### What the task asks
All the data below goes into the copy word for word, but the pictures don't.

┄┄┄┄┄┄┄┄┄┄

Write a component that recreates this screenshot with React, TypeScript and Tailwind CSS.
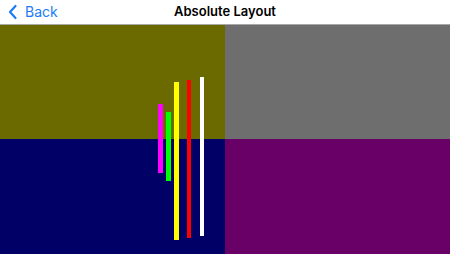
const bars = [
  { left: 158, top: 104, w: 5, h: 69, color: 'bg-[#ff00ff]' },
  { left: 166, top: 112, w: 5, h: 69, color: 'bg-[#00ff00]' },
  { left: 174, top: 82, w: 5, h: 158, color: 'bg-[#ffff00]' },
  { left: 187, top: 80, w: 4, h: 158, color: 'bg-[#ff0000]' },
  { left: 200, top: 77, w: 4, h: 159, color: 'bg-white' },
];

export default function App() {
  return (
    <div className="w-[450px] h-[254px] flex flex-col overflow-hidden font-['Inter','Liberation_Sans',sans-serif]">
      {/* ── Nav bar ── */}
      <div className="h-[25px] shrink-0 relative flex items-center bg-white border-b border-[#a8a8a8]">
        <div className="flex items-center text-[#1a7cf9]">
          <svg width="25" height="24" viewBox="0 0 25 24" fill="none" stroke="currentColor" strokeWidth="2.2" strokeLinecap="round" strokeLinejoin="round">
            <polyline points="15.5,6 10,12 15.5,18" />
          </svg>
          <span className="text-[14px] leading-none">Back</span>
        </div>
        <div className="absolute inset-0 flex items-center justify-center text-[13px] font-semibold text-black">
          Absolute Layout
        </div>
      </div>

      {/* ── Canvas ── */}
      <div className="relative flex-1 grid grid-cols-2 grid-rows-[114px_1fr]">
        <div className="bg-[#6b6a00]" />
        <div className="bg-[#6e6e6e]" />
        <div className="bg-[#000066]" />
        <div className="bg-[#680068]" />
        {bars.map((b, i) => (
          <div
            key={i}
            className={`absolute ${b.color}`}
            style={{ left: b.left, top: b.top - 25, width: b.w, height: b.h }}
          />
        ))}
      </div>
    </div>
  );
}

┄┄┄┄┄┄┄┄┄┄

### Output of the exercise
Write a component that recreates this screenshot with React, TypeScript and Tailwind CSS.
const bars = [
  { left: 158, top: 104, w: 5, h: 69, color: 'bg-[#ff00ff]' },
  { left: 166, top: 112, w: 5, h: 69, color: 'bg-[#00ff00]' },
  { left: 174, top: 82, w: 5, h: 158, color: 'bg-[#ffff00]' },
  { left: 187, top: 80, w: 4, h: 158, color: 'bg-[#ff0000]' },
  { left: 200, top: 77, w: 4, h: 159, color: 'bg-white' },
];

export default function App() {
  return (
    <div className="w-[450px] h-[254px] flex flex-col overflow-hidden font-['Inter','Liberation_Sans',sans-serif]">
      {/* ── Nav bar ── */}
      <div className="h-[25px] shrink-0 relative flex items-center bg-white border-b border-[#a8a8a8]">
        <div className="flex items-center text-[#1a7cf9]">
          <svg width="25" height="24" viewBox="0 0 25 24" fill="none" stroke="currentColor" strokeWidth="2.2" strokeLinecap="round" strokeLinejoin="round">
            <polyline points="15.5,6 10,12 15.5,18" />
          </svg>
          <span className="text-[14px] leading-none">Back</span>
        </div>
        <div className="absolute inset-0 flex items-center justify-center text-[13px] font-semibold text-black">
          Absolute Layout
        </div>
      </div>

      {/* ── Canvas ── */}
      <div className="relative flex-1 grid grid-cols-2 grid-rows-[114px_1fr]">
        <div className="bg-[#6b6a00]" />
        <div className="bg-[#6e6e6e]" />
        <div className="bg-[#000066]" />
        <div className="bg-[#680068]" />
        {bars.map((b, i) => (
          <div
            key={i}
            className={`absolute ${b.color}`}
            style={{ left: b.left, top: b.top - 25, width: b.w, height: b.h }}
          />
        ))}
      </div>
    </div>
  );
}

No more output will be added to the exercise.